La France, troisième au classement des médailles
Le futur roi de la jungle a pourtant dû partager la vedette, cette année-là, avec un certain Norris Williams, rescapé du Titanic qui avait coulé douze ans plus tôt. Lui qui avait frôlé l'amputation après avoir survécu au naufrage en nageant dans les eaux gelées, remportait le double mixte en tennis et écrivait, à sa façon, la légende des Jeux. Côté français, le héros de la nation s'appelle Roger Ducret. Ancien prisonnier de la Première Guerre mondiale, l'escrimeur brille dans toutes les disciplines (fleuret, épée, sabre) et contribue grandement à placer le pays hôte à la 3e place finale au tableau des médailles derrière les Etats-Unis et la Finlande.
D'autres anecdotes, qui passeraient pour des anachronismes aujourd'hui, témoignent de ces temps éloignés. Ainsi, Eric Liddell, grand favori de l'épreuve reine du 100 m en athlétisme et fervent chrétien, refusa de prendre le départ des séries de l'épreuve car celles-ci étaient programmées un dimanche. Le Britannique, invoquant le repos obligatoire à observer le jour du Sabbat, signait un acte de foi qui est à l'origine du célèbre film "Les chariots de feu".
La liesse populaire qui accompagne tous ces exploits aide à panser les plaies de la guerre dans un Paris en pleine reconstruction. Les questions autour de la sécurité, qui hantent aujourd'hui les responsables de Paris 2024, sont tout à fait marginales à l'époque : "L'insécurité pèse uniquement sur des confrontations qui tournent à la bagarre dans des sports collectifs ou des débordements de supporters, rappelle Nicolas Bancel. Les dispositifs sont alors très minimalistes par rapport à ce que l'on connaît aujourd'hui. Les enjeux sont essentiellement périphériques et sont réglés par quelques gendarmes que l'on poste autour des stades."

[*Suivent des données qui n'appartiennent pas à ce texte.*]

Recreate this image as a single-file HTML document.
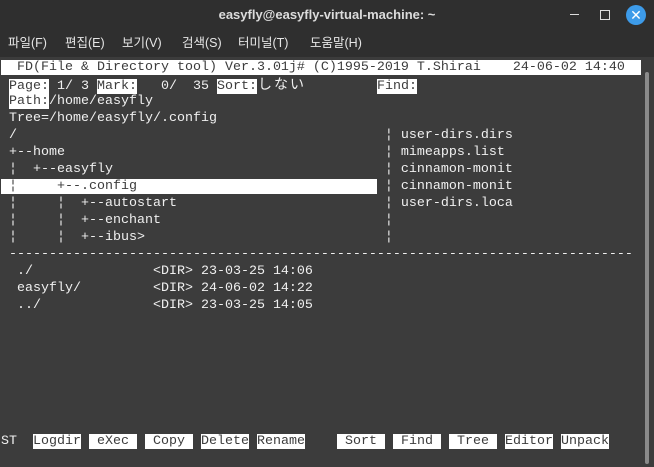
<!DOCTYPE html>
<html><head><meta charset="utf-8"><style>
html,body{margin:0;padding:0;width:654px;height:467px;overflow:hidden;background:#3c3c3c;}
#tb{position:absolute;left:0;top:0;width:654px;height:30px;background:#2f2f2f;color:#dcdcdc;font:bold 13px "Liberation Sans","Noto Sans CJK KR",sans-serif;text-align:center;line-height:30px;}
#mb{position:absolute;left:0;top:30px;width:654px;height:27px;background:#2f2f2f;color:#e6e6e6;font:12.5px "Liberation Sans","Noto Sans CJK KR",sans-serif;line-height:27px;}
#mb span{position:absolute;top:0}
#term{position:absolute;left:1px;top:59px;font:13.33px/17px "Liberation Mono","Noto Sans CJK JP",monospace;color:#f0f0f0;white-space:pre;}
.r{height:17px}
.i{background:#fff;color:#3c3c3c}
.j{display:inline-block;width:16px;text-align:center;font-family:"Noto Sans CJK JP",sans-serif;font-size:14px}
#sb{position:absolute;left:645px;top:72px;width:4px;height:392px;background:#8a8a8a;border-radius:2px}
</style></head><body>
<div id="tb">easyfly@easyfly-virtual-machine: ~</div>
<div style="position:absolute;left:570px;top:14px;width:9px;height:1px;background:#ddd"></div>
<div style="position:absolute;left:600px;top:10px;width:8px;height:8px;border:1px solid #ddd"></div>
<div style="position:absolute;left:626px;top:5px;width:20px;height:20px;border-radius:50%;background:#3d9be9;color:#fff;font:14px/20px 'Liberation Sans',sans-serif;text-align:center">✕</div>
<div id="mb"><span style="left:8px">파일(F)</span><span style="left:65px">편집(E)</span><span style="left:122px">보기(V)</span><span style="left:182px">검색(S)</span><span style="left:238px">터미널(T)</span><span style="left:310px">도움말(H)</span></div>
<div id="term"><div class="r"><span class="i">  FD(File &amp; Directory tool) Ver.3.01j# (C)1995-2019 T.Shirai    24-06-02 14:40  </span></div><div class="r"> <span class="i">Page:</span> 1/ 3 <span class="i">Mark:</span>   0/  35 <span class="i">Sort:</span><span class="j">し</span><span class="j">な</span><span class="j">い</span>         <span class="i">Find:</span></div><div class="r"> <span class="i">Path:</span>/home/easyfly</div><div class="r"> Tree=/home/easyfly/.config</div><div class="r"> /                                              ¦ user-dirs.dirs</div><div class="r"> +--home                                        ¦ mimeapps.list</div><div class="r"> ¦  +--easyfly                                  ¦ cinnamon-monit</div><div class="r"><span class="i"> ¦     +--.config                              </span> ¦ cinnamon-monit</div><div class="r"> ¦     ¦  +--autostart                          ¦ user-dirs.loca</div><div class="r"> ¦     ¦  +--enchant                            ¦</div><div class="r"> ¦     ¦  +--ibus&gt;                              ¦</div><div class="r"> ------------------------------------------------------------------------------</div><div class="r">  ./               &lt;DIR&gt; 23-03-25 14:06</div><div class="r">  easyfly/         &lt;DIR&gt; 24-06-02 14:22</div><div class="r">  ../              &lt;DIR&gt; 23-03-25 14:05</div><div class="r"> </div><div class="r"> </div><div class="r"> </div><div class="r"> </div><div class="r"> </div><div class="r"> </div><div class="r"> </div><div class="r">ST  <span class="i">Logdir</span> <span class="i"> eXec </span> <span class="i"> Copy </span> <span class="i">Delete</span> <span class="i">Rename</span>    <span class="i"> Sort </span> <span class="i"> Find </span> <span class="i"> Tree </span> <span class="i">Editor</span> <span class="i">Unpack</span></div></div>
<div id="sb"></div>
</body></html>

Une quasi-insouciance qui se retrouve dans l'optimisme qui berce la capitale en 1924, comme le conclut Nicolas Bancel : "C'est une période où l'on rattrape assez rapidement le retard pris dans la production industrielle d'avant-guerre et où l'optimisme prédomine. L'atmosphère qui règne dans la capitale est beaucoup plus joyeuse, on est dans le Paris de Josephine Baker, du jazz, du quartier latin... Même si elle était déjà renommée, la ville prend encore plus cette reconnaissance de référence culturelle et cosmopolite." Une réputation que Paris devra réaffirmer, un siècle plus tard.